Conclusion on MCCA's Actions

The court concluded that the MCCA's actions, as alleged by Hope, fell within the bounds of the MCCA's statutory authority and were not inherently wrongful. It stressed that the MCCA has a legislative mandate to oversee claims that may exceed the statutory threshold, which includes monitoring proposed settlements to prevent unreasonable expenditures. The court pointed out that the MCCA is not authorized to challenge the reasonableness of claims post-settlement but must be involved before any settlement is finalized. This statutory framework provided the MCCA with the necessary protections against unreasonable claims and ensured that its actions were justified in the context of the broader regulatory scheme governing no-fault insurance.

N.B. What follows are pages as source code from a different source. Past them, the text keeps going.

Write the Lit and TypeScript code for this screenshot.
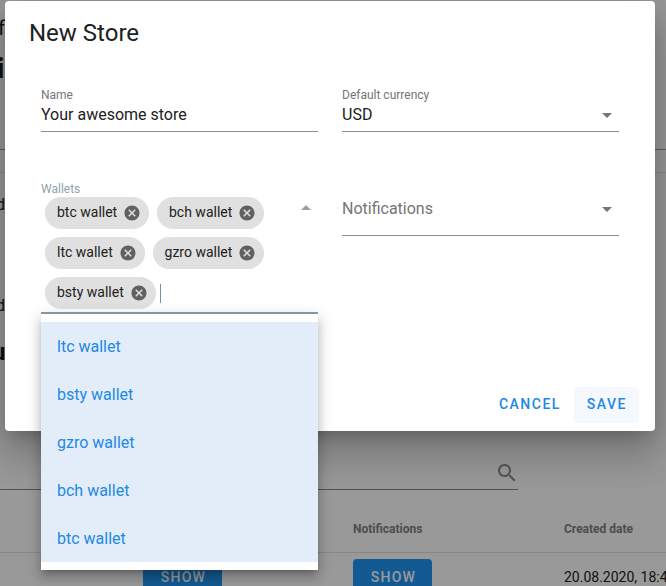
import { LitElement, html, css, svg } from "lit";
import { customElement } from "lit/decorators.js";

const CANCEL = svg`<path d="M12 2C6.47 2 2 6.47 2 12s4.47 10 10 10 10-4.47 10-10S17.53 2 12 2zm5 13.59L15.59 17 12 13.41 8.41 17 7 15.59 10.59 12 7 8.41 8.41 7 12 10.59 15.59 7 17 8.41 13.41 12 17 15.59z"/>`;

@customElement("app-root")
export class AppRoot extends LitElement {
  static styles = css`
    :host { display: block; width: 666px; height: 586px; font-family: Roboto, "Liberation Sans", sans-serif; }
    .stage { position: relative; width: 666px; height: 586px; overflow: hidden; background: #fff; color: #212121; }
    .page { display: flex; flex-direction: column; height: 586px; }
    .page > * { flex: none; }
    .frag { height: 20px; line-height: 20px; font-size: 20px; white-space: nowrap; }
    .f { margin-top: 18px; height: 20px; margin-left: -2px; font-size: 20px; }
    .i { margin-top: 17px; height: 28px; line-height: 28px; font-size: 28px; font-weight: 700; margin-left: -3px; }
    .rule1 { margin-top: 66px; height: 1px; background: rgba(0,0,0,.38); }
    .rule2 { margin-top: 22px; height: 1px; background: rgba(0,0,0,.12); }
    .d1 { margin-top: 22px; font-size: 16px; margin-left: -4px; }
    .d2 { margin-top: 81px; font-size: 16px; margin-left: -4px; }
    .u { margin-top: 22px; height: 28px; line-height: 28px; font-size: 24px; font-weight: 700; margin-left: -8px; }
    .search { margin-top: 84px; height: 40px; width: 518px; box-sizing: border-box; border-bottom: 1px solid rgba(0,0,0,.45); display: flex; justify-content: flex-end; align-items: flex-start; }
    .search svg { width: 24px; height: 24px; fill: rgba(0,0,0,.45); margin: 11px -1px 0 0; }
    .thead, .tbody { display: grid; grid-template-columns: 143px 210px 211px 1fr; }
    .thead { height: 63px; box-sizing: border-box; border-bottom: 1px solid rgba(0,0,0,.12); align-items: end; padding-bottom: 16px; font-size: 12px; font-weight: 700; line-height: 14px; color: #808080; }
    .tbody { padding-top: 6px; font-size: 14px; align-items: center; white-space: nowrap; }
    .cell-3 { grid-column: 3; }
    .cell-4 { grid-column: 4; }
    .show { width: 79px; height: 36px; box-sizing: border-box; padding-left: 2px; background: #2196f3; color: #fff; border-radius: 4px; font-size: 14px; font-weight: 500; letter-spacing: 1.25px; display: flex; align-items: center; justify-content: center; }
    .scrim { position: absolute; inset: 0; background: rgba(0,0,0,.4); }
    .modal { position: absolute; left: 5px; top: 1px; width: 650px; height: 430px; display: flex; flex-direction: column; background: #fff; border-radius: 4px; box-shadow: 0 11px 15px -7px rgba(0,0,0,.2), 0 24px 38px 3px rgba(0,0,0,.14), 0 9px 46px 8px rgba(0,0,0,.12); }
    .title { margin: 0; padding: 15px 24px 15px; height: 32px; font-size: 24px; line-height: 34px; font-weight: 400; color: #212121; }
    .form { flex: 1; padding: 25px 36px 0; display: grid; grid-template-columns: 277px 277px; column-gap: 24px; row-gap: 49px; align-content: start; }
    .field { position: relative; box-sizing: border-box; border-bottom: 1px solid #8c8c8c; }
    .label { font-size: 12px; line-height: 14px; color: #757575; white-space: nowrap; }
    .value { display: flex; justify-content: space-between; align-items: flex-start; height: 29px; font-size: 16px; line-height: 19px; padding-top: 2.5px; box-sizing: border-box; }
    .arrow { width: 24px; height: 24px; flex: none; fill: #757575; }
    .value .arrow { margin-top: -1.5px; }
    .wallets { border-bottom: 2px solid #88a0aa; height: 133px; }
    .wallets .label { height: 12px; line-height: 16px; color: #90a4ae; }
    .auto { display: flex; align-items: flex-start; }
    .auto .arrow { fill: #90a4ae; margin-top: 3px; }
    .chips { flex: 1; display: flex; flex-wrap: wrap; align-items: center; gap: 8px; padding: 4px 16px 0 4px; }
    .chip { height: 32px; box-sizing: border-box; padding-bottom: 2px; display: flex; align-items: center; background: #e0e0e0; border-radius: 16px; padding-left: 12px; font-size: 14px; color: #212121; white-space: nowrap; }
    .chip svg { width: 18px; height: 18px; fill: #616161; margin: 2px 7.8px 0 6px; }
    .caret { width: 1px; height: 19px; background: #78909c; margin-left: -4px; }
    .notif { height: 55px; display: flex; justify-content: space-between; align-items: flex-start; padding-top: 18px; font-size: 16px; line-height: 19px; color: #757575; }
    .notif .arrow { margin-top: -2px; }
    .menu { position: absolute; left: 0; top: 133px; width: 277px; box-sizing: border-box; padding: 8px 0; background: #fff; box-shadow: 0 5px 5px -3px rgba(0,0,0,.2), 0 8px 10px 1px rgba(0,0,0,.14), 0 3px 14px 2px rgba(0,0,0,.12); z-index: 2; }
    .item { height: 48px; display: flex; align-items: center; padding-left: 16px; background: #e3edf9; color: #1e88e5; font-size: 16px; }
    .actions { display: flex; justify-content: flex-end; gap: 0; padding: 0 16px 8px; }
    .btn { height: 36px; box-sizing: border-box; padding: 0 13px 2px; display: flex; align-items: center; border-radius: 4px; color: #1e88e5; font-size: 14px; font-weight: 500; letter-spacing: 1.5px; }
    .btn.on { background: #f5f9fe; padding-right: 12px; }
  `;

  chip(name: string) {
    return html`<span class="chip">${name}<svg viewBox="0 0 24 24">${CANCEL}</svg></span>`;
  }

  render() {
    const chips = ["btc wallet", "bch wallet", "ltc wallet", "gzro wallet", "bsty wallet"];
    const items = ["ltc wallet", "bsty wallet", "gzro wallet", "bch wallet", "btc wallet"];
    return html`<div class="stage">
      <div class="page">
        <div class="frag f">f</div>
        <div class="frag i">i</div>
        <div class="rule1"></div>
        <div class="rule2"></div>
        <div class="frag d1">d</div>
        <div class="frag d2">d</div>
        <div class="frag u">u</div>
        <div class="search"><svg viewBox="0 0 24 24"><path d="M15.5 14h-.79l-.28-.27C15.41 12.59 16 11.11 16 9.5 16 5.91 13.09 3 9.5 3S3 5.91 3 9.5 5.91 16 9.5 16c1.61 0 3.09-.59 4.23-1.57l.27.28v.79l5 4.99L20.49 19l-4.99-5zm-6 0C7.01 14 5 11.99 5 9.5S7.01 5 9.5 5 14 7.01 14 9.5 11.99 14 9.5 14z"/></svg></div>
        <div class="thead"><div class="cell-3">Notifications</div><div class="cell-4">Created date</div></div>
        <div class="tbody"><div></div><div class="show">SHOW</div><div class="show">SHOW</div><div>20.08.2020, 18:4</div></div>
      </div>
      <div class="scrim"></div>
      <div class="modal">
        <h2 class="title">New Store</h2>
        <div class="form">
          <div class="field"><div class="label">Name</div><div class="value"><span>Your awesome store</span></div></div>
          <div class="field"><div class="label">Default currency</div><div class="value"><span>USD</span><svg class="arrow" viewBox="0 0 24 24"><path d="M7 10l5 5 5-5z"/></svg></div></div>
          <div class="field wallets">
            <div class="label">Wallets</div>
            <div class="auto">
              <div class="chips">${chips.map((c) => this.chip(c))}<span class="caret"></span></div>
              <svg class="arrow" viewBox="0 0 24 24"><path d="M7 14l5-5 5 5z"/></svg>
            </div>
            <div class="menu">${items.map((i) => html`<div class="item">${i}</div>`)}</div>
          </div>
          <div class="field notif"><span>Notifications</span><svg class="arrow" viewBox="0 0 24 24"><path d="M7 10l5 5 5-5z"/></svg></div>
        </div>
        <div class="actions"><div class="btn">CANCEL</div><div class="btn on">SAVE</div></div>
      </div>
    </div>`;
  }
}
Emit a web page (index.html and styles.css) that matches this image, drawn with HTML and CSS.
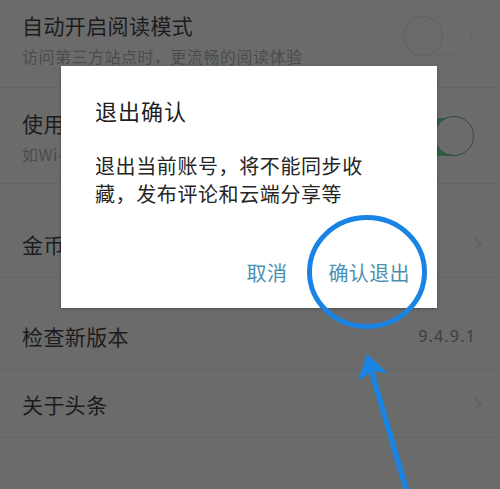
FILE: index.html
```html
<!DOCTYPE html>
<html lang="zh-CN">
<head>
    <meta charset="UTF-8">
    <meta name="viewport" content="width=device-width, initial-scale=1.0">
    <link rel="stylesheet" href="styles.css">
    <title>设置</title>
</head>
<body>
    <div class="settings">
        <div class="row row-top">
            <div class="text">
                <div class="label">自动开启阅读模式</div>
                <div class="hint">访问第三方站点时，更流畅的阅读体验</div>
            </div>
            <span class="switch"></span>
        </div>
        <div class="row row-second">
            <div class="text">
                <div class="label">使用移动网络自动播放</div>
                <div class="hint">如Wi-Fi不可用时，自动切换到移动网络</div>
            </div>
            <span class="switch on"></span>
        </div>
        <div class="row row-link group-start">
            <div class="label">金币收益提醒</div>
            <span class="chevron"></span>
        </div>
        <div class="row row-link group-start">
            <div class="label">检查新版本</div>
            <span class="version">9.4.9.1</span>
        </div>
        <div class="row row-link">
            <div class="label">关于头条</div>
            <span class="chevron"></span>
        </div>
    </div>

    <div class="dialog">
        <div class="dialog-title">退出确认</div>
        <div class="dialog-body">退出当前账号，将不能同步收藏，发布评论和云端分享等</div>
        <div class="dialog-actions">
            <span class="action">取消</span>
            <span class="action">确认退出</span>
        </div>
    </div>

    <!-- hand-drawn marker around the confirm button -->
    <svg class="marker" width="500" height="489" viewBox="0 0 500 489">
        <ellipse cx="367" cy="272" rx="57.5" ry="54.5" fill="none" stroke="#1a84e4" stroke-width="5"/>
        <line x1="370" y1="366" x2="407" y2="492" stroke="#1a84e4" stroke-width="5.5" stroke-linecap="round"/>
        <polygon points="367,354 388,373 372,371 358,381" fill="#1a84e4"/>
    </svg>
</body>
</html>
```

FILE: styles.css
```css
html, body {
    margin: 0;
    padding: 0;
}
body {
    position: relative;
    width: 500px;
    height: 489px;
    overflow: hidden;
    background: #6b6b6b;
    font-family: "Noto Sans CJK SC", "Noto Sans", sans-serif;
}

.settings {
    display: flex;
    flex-direction: column;
}
.row {
    display: flex;
    align-items: center;
    justify-content: space-between;
    padding: 0 28px 0 22px;
    border-bottom: 1px solid #646464;
    box-sizing: border-box;
}
.row-top {
    height: 88px;
    align-items: flex-start;
    padding-top: 11px;
}
.row-top .switch {
    margin-top: 7px;
}
.row-second {
    height: 96px;
    padding-top: 2px;
}
.row-link {
    height: 68px;
    padding-right: 16px;
}
.group-start {
    margin-top: 26px;
}
.group-start + .group-start {
    margin-top: 24px;
}
.text {
    display: flex;
    flex-direction: column;
    gap: 6px;
}
.label {
    font-size: 21px;
    line-height: 28px;
    color: #1c1c1c;
    letter-spacing: 0.4px;
}
.hint {
    font-size: 16px;
    line-height: 22px;
    color: #4c4c4c;
    letter-spacing: 0.5px;
}

/* switches */
.switch {
    position: relative;
    width: 68px;
    height: 38px;
    border: 1px solid #666;
    border-radius: 20px;
    box-sizing: border-box;
}
.switch::after {
    content: "";
    position: absolute;
    left: -2px;
    top: -3px;
    width: 40px;
    height: 40px;
    border-radius: 50%;
    border: 1.5px solid #606060;
    background: #6b6b6b;
    box-sizing: border-box;
}
.switch.on {
    background: #2e5e40;
    border-color: #2e5e40;
}
.switch.on::after {
    left: auto;
    right: -3px;
    border-color: #2d4f39;
    background: #6b6b6b;
}

.chevron {
    width: 7px;
    height: 7px;
    border-top: 2px solid #616161;
    border-right: 2px solid #616161;
    transform: rotate(45deg);
    margin-right: 4px;
}
.version {
    font-family: "Noto Sans", sans-serif;
    font-size: 16px;
    color: #3e3e3e;
    letter-spacing: 1.2px;
    margin-right: 8px;
}

/* confirm dialog */
.dialog {
    position: absolute;
    left: 61px;
    top: 66px;
    width: 376px;
    height: 242px;
    background: #fff;
    box-sizing: border-box;
    padding: 29px 27px 0 34px;
    box-shadow: 0 1px 3px rgba(0, 0, 0, 0.25);
}
.dialog-title {
    font-size: 22px;
    line-height: 30px;
    color: #1e1e1e;
    letter-spacing: 1px;
}
.dialog-body {
    margin-top: 27px;
    font-size: 20px;
    line-height: 28px;
    color: #252525;
    letter-spacing: 0.6px;
    padding-right: 40px;
}
.dialog-actions {
    display: flex;
    justify-content: flex-end;
    gap: 41px;
    margin-top: 51px;
}
.action {
    font-size: 20px;
    line-height: 28px;
    color: #4a90b2;
    letter-spacing: 0.4px;
}

.marker {
    position: absolute;
    left: 0;
    top: 0;
}
```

Consequently, the court reversed the trial court’s denial of the MCCA's motion for summary disposition and ruled in favor of the MCCA, stating that Hope's claims did not sufficiently meet the legal standards required for tortious interference.

Final Judgment

The Court of Appeals ultimately reversed the trial court's decision and remanded the case for entry of an order granting summary disposition in favor of the MCCA. By doing so, the court underscored the importance of adhering to the legal standards for tortious interference and reaffirmed that a plaintiff must not only allege interference but must also substantiate claims of improper conduct and resultant damages. This decision clarified the boundaries of permissible conduct within the framework of no-fault insurance claims and highlighted the necessity for plaintiffs to present specific and affirmative acts that indicate wrongful interference. Therefore, the MCCA was recognized as operating within its rights, and Hope was found to have insufficiently articulated its claims against the MCCA. The ruling emphasized the need for clarity in pleading tortious interference claims, particularly in regulated industries.